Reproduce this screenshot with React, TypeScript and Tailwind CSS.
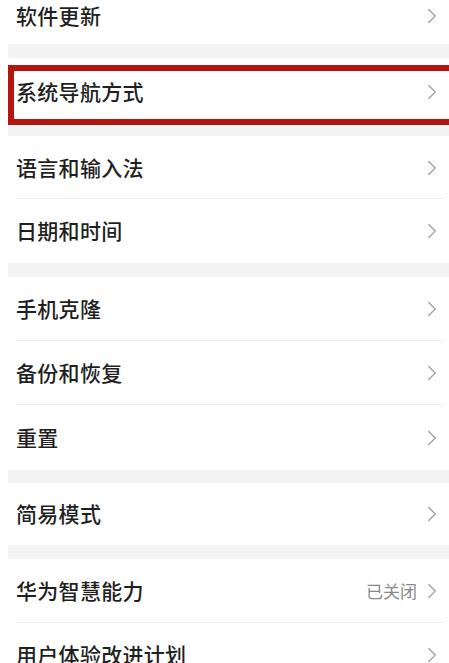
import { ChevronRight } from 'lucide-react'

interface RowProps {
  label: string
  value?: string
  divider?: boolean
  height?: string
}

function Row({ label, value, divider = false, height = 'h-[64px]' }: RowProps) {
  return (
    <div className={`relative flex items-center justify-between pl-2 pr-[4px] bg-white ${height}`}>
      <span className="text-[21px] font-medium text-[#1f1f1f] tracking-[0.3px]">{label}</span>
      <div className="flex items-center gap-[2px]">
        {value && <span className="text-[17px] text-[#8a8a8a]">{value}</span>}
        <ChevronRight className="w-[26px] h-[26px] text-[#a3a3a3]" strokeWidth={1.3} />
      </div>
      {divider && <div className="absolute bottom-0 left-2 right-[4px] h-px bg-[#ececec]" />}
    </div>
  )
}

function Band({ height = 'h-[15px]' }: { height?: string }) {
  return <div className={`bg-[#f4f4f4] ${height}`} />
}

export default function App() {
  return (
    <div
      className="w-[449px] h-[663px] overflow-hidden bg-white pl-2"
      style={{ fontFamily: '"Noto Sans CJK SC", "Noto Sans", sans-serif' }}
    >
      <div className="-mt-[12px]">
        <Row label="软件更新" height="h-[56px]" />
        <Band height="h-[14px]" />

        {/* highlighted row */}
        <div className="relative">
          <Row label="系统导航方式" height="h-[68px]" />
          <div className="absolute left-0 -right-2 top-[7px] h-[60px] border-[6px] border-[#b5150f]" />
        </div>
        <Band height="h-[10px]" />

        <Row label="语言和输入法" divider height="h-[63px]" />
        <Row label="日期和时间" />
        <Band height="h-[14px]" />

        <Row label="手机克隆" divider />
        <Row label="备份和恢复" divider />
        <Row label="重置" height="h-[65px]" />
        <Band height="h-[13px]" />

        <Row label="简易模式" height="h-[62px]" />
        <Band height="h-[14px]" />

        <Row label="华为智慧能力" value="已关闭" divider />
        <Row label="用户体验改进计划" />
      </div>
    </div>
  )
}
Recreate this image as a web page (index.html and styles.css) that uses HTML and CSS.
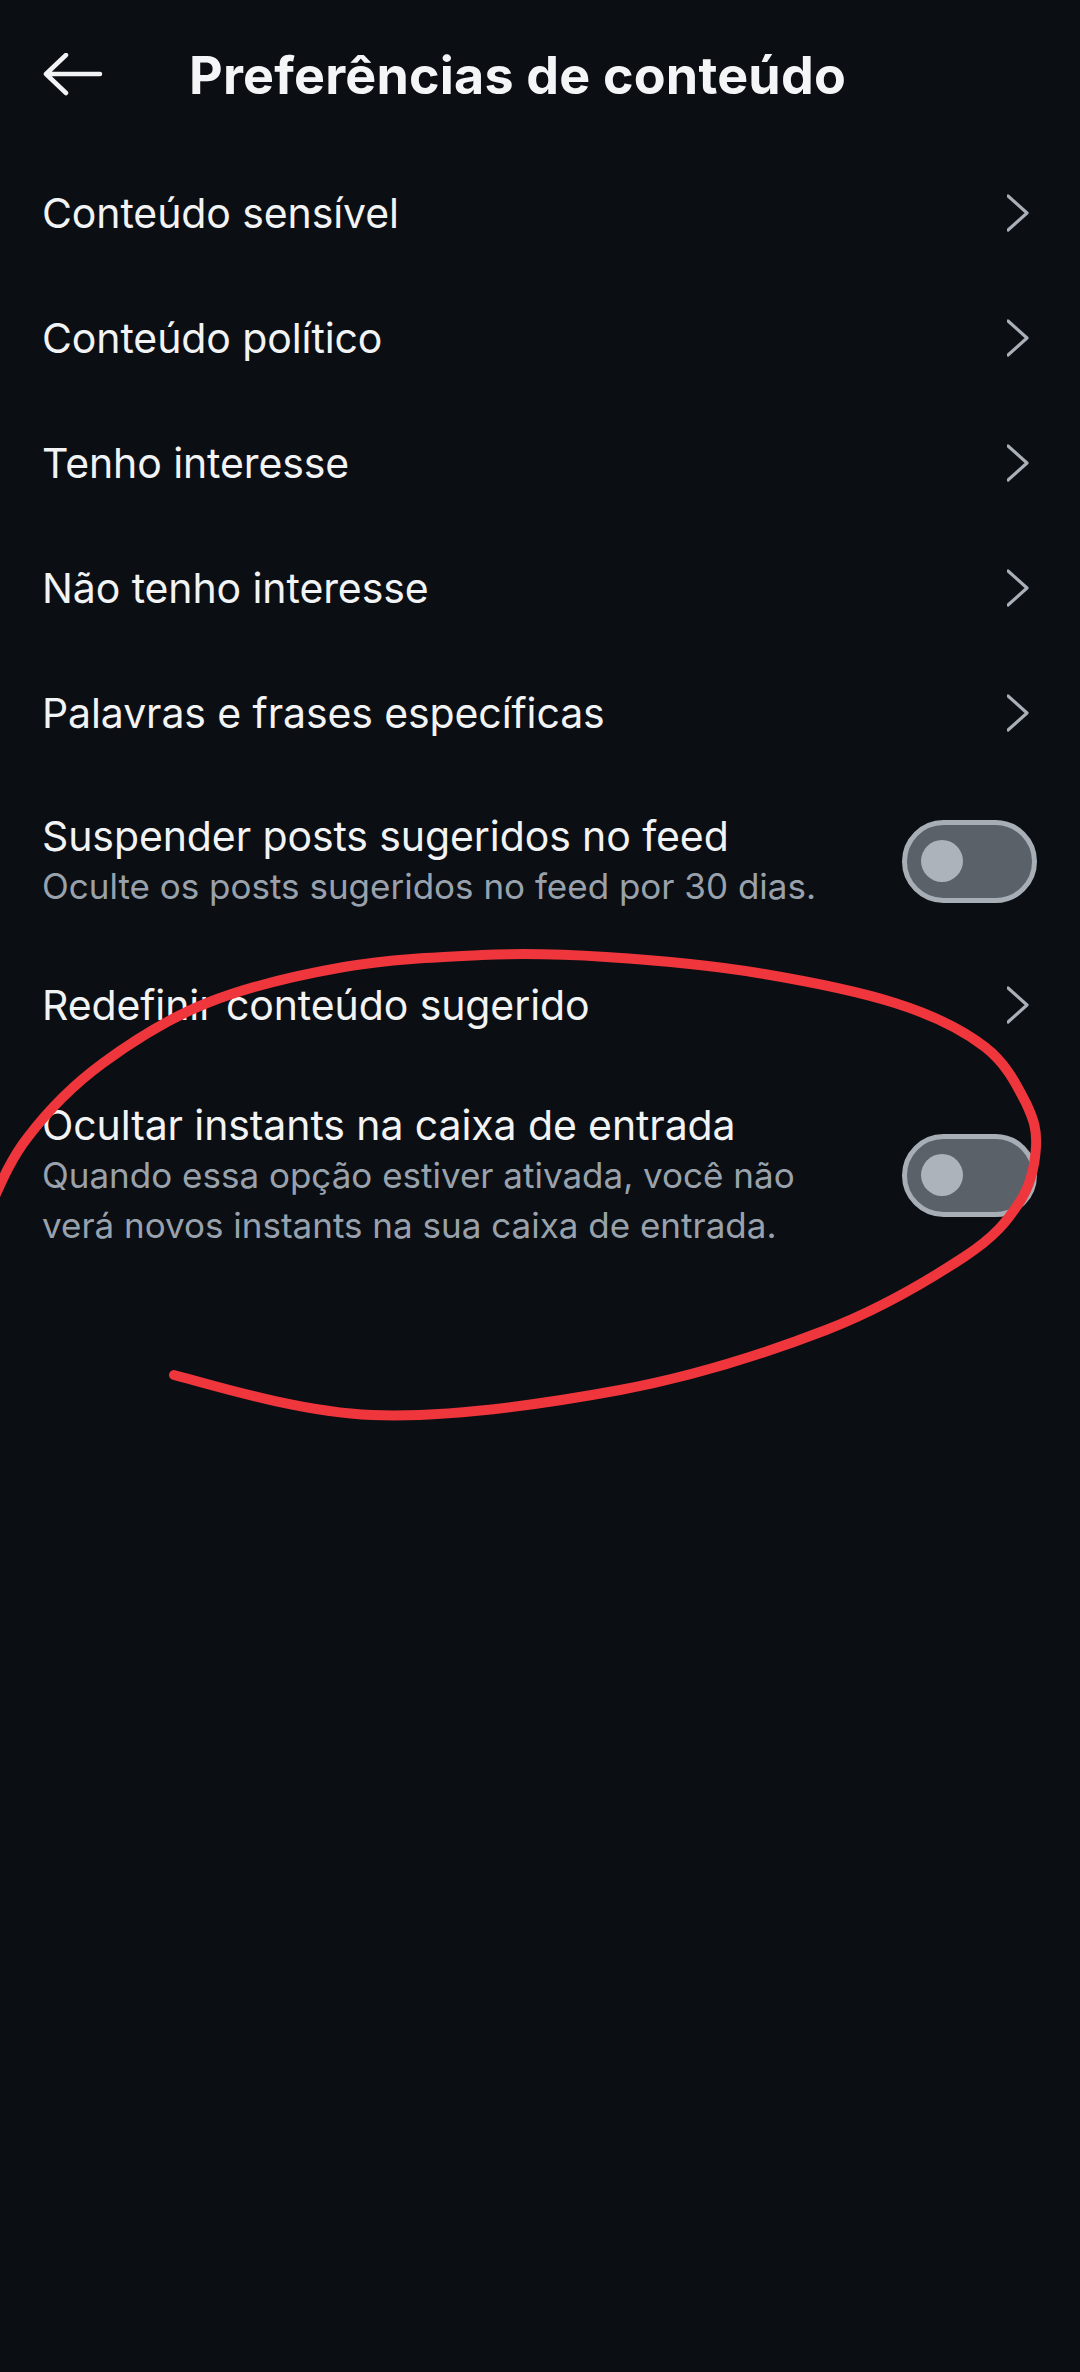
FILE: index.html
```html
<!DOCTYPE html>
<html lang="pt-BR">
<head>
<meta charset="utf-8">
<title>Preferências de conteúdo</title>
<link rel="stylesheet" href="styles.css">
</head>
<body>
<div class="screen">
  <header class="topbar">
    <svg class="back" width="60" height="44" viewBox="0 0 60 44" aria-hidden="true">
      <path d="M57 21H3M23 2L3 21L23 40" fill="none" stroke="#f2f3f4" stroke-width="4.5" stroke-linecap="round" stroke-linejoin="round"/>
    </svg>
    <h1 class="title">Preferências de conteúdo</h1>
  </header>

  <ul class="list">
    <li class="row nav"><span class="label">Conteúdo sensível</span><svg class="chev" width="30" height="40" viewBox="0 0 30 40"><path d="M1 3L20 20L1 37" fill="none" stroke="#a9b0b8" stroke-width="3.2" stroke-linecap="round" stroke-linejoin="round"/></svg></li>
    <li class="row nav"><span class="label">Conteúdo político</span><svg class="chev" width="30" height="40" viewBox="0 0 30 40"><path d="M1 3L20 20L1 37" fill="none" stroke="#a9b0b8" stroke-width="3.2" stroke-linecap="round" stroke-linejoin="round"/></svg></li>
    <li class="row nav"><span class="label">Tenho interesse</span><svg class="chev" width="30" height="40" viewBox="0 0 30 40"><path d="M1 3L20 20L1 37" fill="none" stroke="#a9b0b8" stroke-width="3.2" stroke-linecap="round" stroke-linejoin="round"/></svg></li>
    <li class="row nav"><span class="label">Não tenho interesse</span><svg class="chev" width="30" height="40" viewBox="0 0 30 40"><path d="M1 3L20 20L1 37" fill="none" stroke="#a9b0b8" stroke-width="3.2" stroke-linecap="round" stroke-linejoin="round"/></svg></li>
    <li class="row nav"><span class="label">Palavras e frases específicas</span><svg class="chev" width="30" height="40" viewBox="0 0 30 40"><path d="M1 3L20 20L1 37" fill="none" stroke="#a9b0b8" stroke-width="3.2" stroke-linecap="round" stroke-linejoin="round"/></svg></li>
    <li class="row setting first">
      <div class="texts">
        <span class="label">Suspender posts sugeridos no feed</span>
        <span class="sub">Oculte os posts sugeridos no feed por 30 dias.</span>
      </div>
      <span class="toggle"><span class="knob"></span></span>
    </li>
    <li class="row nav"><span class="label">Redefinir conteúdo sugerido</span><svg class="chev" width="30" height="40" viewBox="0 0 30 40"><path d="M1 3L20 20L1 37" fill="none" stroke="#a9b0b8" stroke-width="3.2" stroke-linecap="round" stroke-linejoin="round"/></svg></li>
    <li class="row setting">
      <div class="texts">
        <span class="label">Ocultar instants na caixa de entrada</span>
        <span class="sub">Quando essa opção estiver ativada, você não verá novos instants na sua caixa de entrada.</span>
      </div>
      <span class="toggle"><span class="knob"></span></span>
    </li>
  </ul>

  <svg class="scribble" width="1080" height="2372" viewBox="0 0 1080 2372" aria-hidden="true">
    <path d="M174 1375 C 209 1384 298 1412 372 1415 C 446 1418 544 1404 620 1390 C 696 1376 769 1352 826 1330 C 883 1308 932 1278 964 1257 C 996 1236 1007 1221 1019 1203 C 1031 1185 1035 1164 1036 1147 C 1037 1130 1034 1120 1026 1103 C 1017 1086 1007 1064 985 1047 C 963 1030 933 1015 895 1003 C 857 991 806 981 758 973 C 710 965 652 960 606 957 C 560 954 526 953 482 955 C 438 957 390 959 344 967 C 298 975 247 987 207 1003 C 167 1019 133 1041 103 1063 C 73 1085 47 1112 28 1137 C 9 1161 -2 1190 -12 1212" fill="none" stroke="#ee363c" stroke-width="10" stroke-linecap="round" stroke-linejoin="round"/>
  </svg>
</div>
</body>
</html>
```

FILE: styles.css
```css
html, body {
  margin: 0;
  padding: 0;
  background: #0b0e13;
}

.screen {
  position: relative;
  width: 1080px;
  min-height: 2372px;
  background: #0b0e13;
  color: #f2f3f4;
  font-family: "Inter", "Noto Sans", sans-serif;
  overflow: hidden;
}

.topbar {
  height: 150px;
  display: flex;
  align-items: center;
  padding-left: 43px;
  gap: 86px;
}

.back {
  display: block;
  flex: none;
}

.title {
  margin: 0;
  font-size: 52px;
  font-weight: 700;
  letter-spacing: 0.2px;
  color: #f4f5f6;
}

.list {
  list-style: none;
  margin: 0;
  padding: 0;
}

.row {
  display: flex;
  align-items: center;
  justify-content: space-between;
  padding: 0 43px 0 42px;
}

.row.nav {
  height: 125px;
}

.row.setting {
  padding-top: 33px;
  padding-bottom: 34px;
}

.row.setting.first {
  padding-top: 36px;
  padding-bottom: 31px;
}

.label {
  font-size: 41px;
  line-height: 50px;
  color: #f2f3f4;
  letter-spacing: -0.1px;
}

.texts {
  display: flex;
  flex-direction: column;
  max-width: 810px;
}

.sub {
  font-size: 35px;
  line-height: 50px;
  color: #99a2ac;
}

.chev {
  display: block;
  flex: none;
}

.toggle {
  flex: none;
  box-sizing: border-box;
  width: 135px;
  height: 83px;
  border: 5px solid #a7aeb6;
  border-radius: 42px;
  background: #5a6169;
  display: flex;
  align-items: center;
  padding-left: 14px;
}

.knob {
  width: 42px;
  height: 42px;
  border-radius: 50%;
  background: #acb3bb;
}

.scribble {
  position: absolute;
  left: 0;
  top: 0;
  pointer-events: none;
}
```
__________
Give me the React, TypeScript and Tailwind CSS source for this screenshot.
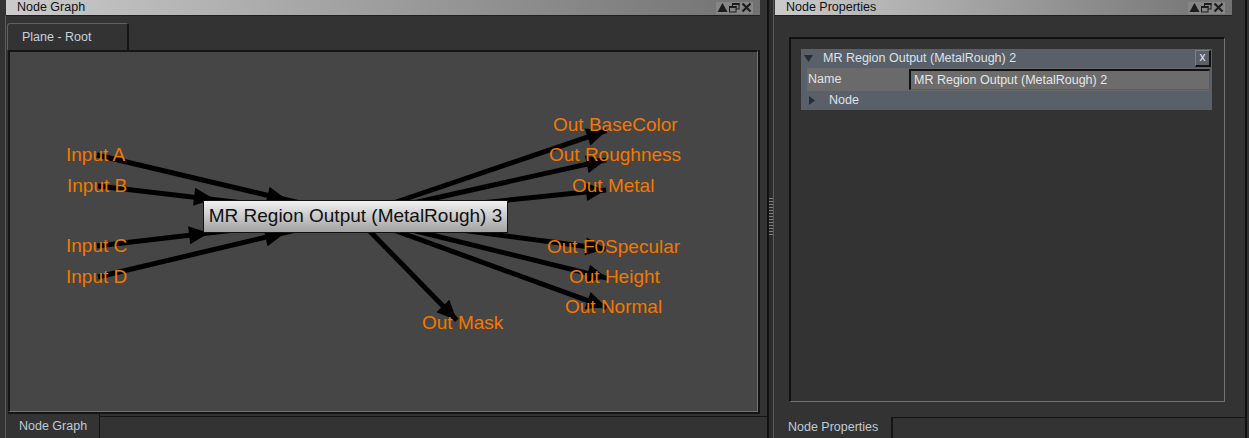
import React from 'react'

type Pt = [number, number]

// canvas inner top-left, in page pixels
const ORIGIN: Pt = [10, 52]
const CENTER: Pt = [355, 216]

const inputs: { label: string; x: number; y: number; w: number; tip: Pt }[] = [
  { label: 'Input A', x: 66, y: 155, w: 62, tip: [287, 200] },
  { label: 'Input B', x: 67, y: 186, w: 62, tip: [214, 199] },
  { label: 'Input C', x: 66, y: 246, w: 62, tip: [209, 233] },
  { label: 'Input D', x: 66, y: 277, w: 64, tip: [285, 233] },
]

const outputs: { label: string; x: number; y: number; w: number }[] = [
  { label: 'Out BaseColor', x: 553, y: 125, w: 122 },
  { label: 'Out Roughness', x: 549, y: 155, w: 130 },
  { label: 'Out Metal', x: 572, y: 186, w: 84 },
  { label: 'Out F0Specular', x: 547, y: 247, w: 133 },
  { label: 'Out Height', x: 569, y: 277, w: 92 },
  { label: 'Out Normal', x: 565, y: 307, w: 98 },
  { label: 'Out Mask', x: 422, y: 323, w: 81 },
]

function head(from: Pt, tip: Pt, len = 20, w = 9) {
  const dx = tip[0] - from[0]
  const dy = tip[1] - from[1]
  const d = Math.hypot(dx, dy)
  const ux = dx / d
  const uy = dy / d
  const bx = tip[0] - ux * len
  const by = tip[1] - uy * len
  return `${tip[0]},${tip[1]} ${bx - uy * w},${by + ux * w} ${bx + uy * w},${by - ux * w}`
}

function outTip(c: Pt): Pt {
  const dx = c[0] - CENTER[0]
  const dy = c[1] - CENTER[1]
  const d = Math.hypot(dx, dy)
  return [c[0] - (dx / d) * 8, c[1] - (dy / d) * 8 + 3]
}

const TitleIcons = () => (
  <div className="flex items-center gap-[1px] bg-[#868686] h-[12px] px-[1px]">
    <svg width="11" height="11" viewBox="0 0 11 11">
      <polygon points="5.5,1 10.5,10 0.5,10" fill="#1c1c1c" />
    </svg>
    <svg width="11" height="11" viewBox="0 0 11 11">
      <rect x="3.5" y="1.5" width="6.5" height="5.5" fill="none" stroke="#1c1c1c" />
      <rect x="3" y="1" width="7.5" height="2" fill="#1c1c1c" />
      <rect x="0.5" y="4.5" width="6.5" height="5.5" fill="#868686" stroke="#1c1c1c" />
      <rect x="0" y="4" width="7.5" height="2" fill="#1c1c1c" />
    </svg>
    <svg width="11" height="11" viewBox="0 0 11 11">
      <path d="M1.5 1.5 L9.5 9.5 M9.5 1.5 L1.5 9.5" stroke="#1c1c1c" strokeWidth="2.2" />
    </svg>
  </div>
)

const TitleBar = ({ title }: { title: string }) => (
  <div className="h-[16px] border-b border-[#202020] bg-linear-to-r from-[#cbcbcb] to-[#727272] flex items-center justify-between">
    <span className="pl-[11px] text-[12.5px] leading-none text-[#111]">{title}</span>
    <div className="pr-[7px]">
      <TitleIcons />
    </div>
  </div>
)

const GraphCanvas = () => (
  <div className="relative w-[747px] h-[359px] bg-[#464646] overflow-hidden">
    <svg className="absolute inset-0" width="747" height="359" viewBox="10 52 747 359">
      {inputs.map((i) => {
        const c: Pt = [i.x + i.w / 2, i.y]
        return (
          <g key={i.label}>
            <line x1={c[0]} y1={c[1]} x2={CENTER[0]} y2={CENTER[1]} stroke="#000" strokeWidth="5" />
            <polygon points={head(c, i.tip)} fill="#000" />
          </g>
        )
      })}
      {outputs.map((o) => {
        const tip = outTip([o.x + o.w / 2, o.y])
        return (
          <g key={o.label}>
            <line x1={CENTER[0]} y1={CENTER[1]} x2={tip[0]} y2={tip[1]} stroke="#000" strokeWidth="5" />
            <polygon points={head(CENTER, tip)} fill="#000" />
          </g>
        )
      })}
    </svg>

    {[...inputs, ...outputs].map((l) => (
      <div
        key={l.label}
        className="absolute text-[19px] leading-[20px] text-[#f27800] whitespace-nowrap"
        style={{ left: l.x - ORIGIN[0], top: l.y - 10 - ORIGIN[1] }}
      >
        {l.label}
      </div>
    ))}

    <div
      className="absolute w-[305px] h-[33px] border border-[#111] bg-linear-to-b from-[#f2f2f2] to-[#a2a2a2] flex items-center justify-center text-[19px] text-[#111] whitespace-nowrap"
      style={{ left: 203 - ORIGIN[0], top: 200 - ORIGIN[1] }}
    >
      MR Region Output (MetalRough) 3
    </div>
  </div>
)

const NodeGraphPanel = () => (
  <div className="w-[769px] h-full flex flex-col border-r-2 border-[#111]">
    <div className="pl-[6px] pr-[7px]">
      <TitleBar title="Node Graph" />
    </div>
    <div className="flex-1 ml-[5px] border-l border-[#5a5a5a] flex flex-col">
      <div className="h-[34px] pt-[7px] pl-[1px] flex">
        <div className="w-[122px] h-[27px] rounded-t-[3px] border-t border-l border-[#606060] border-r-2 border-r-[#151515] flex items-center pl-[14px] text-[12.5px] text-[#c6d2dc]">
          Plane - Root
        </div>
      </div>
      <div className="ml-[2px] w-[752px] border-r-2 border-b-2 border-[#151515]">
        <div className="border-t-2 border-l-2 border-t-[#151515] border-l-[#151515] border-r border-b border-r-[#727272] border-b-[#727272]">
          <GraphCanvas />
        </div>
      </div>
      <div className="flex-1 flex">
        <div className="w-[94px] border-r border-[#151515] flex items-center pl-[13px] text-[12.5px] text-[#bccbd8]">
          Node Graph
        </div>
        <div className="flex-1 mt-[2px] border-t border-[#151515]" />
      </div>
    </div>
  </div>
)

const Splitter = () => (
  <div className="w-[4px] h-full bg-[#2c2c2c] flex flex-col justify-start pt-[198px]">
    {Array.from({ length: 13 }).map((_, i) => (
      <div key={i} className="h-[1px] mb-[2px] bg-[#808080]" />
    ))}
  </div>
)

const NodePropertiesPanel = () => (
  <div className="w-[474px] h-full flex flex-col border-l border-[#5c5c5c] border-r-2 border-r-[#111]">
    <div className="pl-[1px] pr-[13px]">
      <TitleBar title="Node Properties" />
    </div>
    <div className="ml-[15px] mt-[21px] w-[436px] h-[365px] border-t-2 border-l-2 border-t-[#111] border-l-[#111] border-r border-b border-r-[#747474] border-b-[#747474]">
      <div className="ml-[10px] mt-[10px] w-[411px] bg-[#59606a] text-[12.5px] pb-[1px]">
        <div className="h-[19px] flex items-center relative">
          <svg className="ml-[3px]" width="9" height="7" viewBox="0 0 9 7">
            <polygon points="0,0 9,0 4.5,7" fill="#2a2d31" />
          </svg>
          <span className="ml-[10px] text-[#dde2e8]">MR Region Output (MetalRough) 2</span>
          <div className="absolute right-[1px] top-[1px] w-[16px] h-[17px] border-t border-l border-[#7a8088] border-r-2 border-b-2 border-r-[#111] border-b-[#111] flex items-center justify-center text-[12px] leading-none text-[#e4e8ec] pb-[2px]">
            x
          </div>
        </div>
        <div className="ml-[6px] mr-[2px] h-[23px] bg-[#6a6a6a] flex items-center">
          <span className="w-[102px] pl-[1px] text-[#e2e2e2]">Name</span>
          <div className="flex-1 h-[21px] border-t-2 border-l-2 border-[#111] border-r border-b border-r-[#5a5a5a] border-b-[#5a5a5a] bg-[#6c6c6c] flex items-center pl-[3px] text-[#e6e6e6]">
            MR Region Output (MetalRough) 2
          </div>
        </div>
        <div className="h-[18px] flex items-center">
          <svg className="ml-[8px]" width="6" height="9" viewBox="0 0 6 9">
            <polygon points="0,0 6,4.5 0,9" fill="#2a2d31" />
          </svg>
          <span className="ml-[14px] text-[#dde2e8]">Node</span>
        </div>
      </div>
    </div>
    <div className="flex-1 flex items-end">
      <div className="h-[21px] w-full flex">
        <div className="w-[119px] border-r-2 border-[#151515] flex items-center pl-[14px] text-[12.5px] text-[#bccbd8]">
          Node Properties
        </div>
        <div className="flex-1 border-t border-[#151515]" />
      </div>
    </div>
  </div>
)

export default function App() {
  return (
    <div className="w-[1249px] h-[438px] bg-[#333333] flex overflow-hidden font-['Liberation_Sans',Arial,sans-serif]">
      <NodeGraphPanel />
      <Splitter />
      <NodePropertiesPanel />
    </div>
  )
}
__________
## EXERCISE AIM
Make an exact copy of the lines from the one that contains "Give me the" through the one that contains "const CENTER: Pt = [355, 216]", both included, and no other lines. Pictures are skipped.

## TASK RESULT
Give me the React, TypeScript and Tailwind CSS source for this screenshot.
import React from 'react'

type Pt = [number, number]

// canvas inner top-left, in page pixels
const ORIGIN: Pt = [10, 52]
const CENTER: Pt = [355, 216]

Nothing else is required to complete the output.